04 November 2004 - 22:40

<<--unravel * reintegrate-->>

Election Day was the final day of my job. Before I went to work, Kale left for Minneapolis. I missed the election party after work to spend time with Becky, who gave me lovely presents for my twenty-fourth birthday (thank you again). We obsessed about the election until midnight, when I took a nap. I woke up at 4AM, packed my suitcase, hugged Becky and told her the election still wasn't decided, hopped on a bus then the MAX, then a plane to Philadelphia. I found out during my layover in Cincinnati that Kerry conceded the election.

It seems as if airline customers are getting ritzier. Everyone had leather jackets, fur hats, expensive luggage, laptops. I was wearing mauve stockings, a black skirt, Becky's birthday shirts -- a sea-green t-shirt with cats & butterflies, a red hoodie with the St John's bridge on it, a froufy pink scarf, and my black coat.

This is what it was like to walk though the metal detector:
"Miss, will you take off your coat?"
"And your shoes?"
"Now take off that other coat."
"You mean my hoodie? Okay."
I start to walk forward.
"Oh, and your scarf."
I raised an eyebrow, placed it in the bin to be x-rayed, spun in a circle, and said, "Anything else?"
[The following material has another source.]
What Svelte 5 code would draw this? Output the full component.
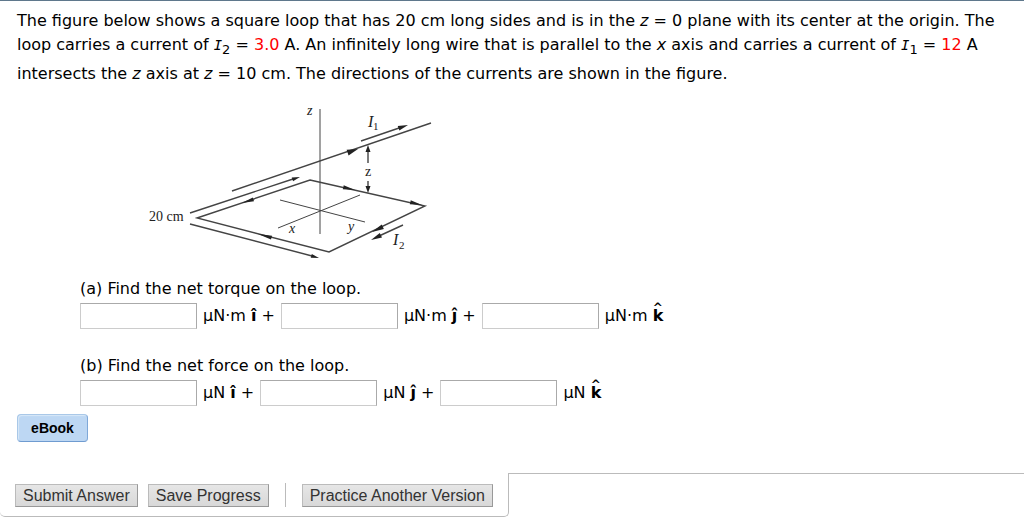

(I felt so safe on the plane! Don't you feel safe?)

I am with my family for two weeks. The decisions that will affect the next few months of my life are essentially out of my hands right now, so I'm here to find out what is in my hands.

Someday everything that means so much to us now will dissolve or transform or transfer or die or ... I try to understand longing, and its place. I long for so many things, at the same time knowing I may someday yearn for this moment. I long so much -- for all those nights with Becky wandering around Portland when everything was new, when we were innocent, for the first time I fell in love with Kale, just to see Becky and Kale's faces and to hold Foo, for the night before the election, when I still hoped Kerry would win, for Redding and the Sacramento river. I long so much -- for a future where we're all dealing with making our dreams come true instead of avoiding our nightmares, to go to England and meet Nicholas, to live in China and teach. I long so much I almost don't long for anything. Every feeling is its own resolution, if you're brave enough to follow it; it's just that time makes it all seem so slow.

For some reason, this helped me understand: Months ago, I treated myself to a bottle of Crabtree & Evelyn Rose lotion, and Kale and I have been putting it all over ourselves, each other, our hair, our clothes. His father even noticed that he smells like roses. I started to worry the lotion would be gone too quickly. And then Kale left. I offered it for his trip, but no. I thought of taking it with me on my trip, but no. Then the thought that saddened me most was that it might not get used up at all (Becky, please help yourself!).

There is always more of everything, of life, and of longing.

My desert island in Pennsylvania, where things seem so easy, where I grew up taking for granted a house and a full refrigerator and a car. My desert island in Pennsylvania, where I feel so far removed from my life but, at the same time, know that my life is exactly where I am.

Our country is divided, and Becky, Kale, and I are scattered, just as the house where I grew up will soon be scattered as well. I pray that wherever there are rifts, there will be healing balm, something magical, winds of change. My comfort is that no matter what I long for now or am lead to long for, somehow we will all grow.

Fulfillment opens a wider chasm, and we are beams of light, shooting to the distant edge.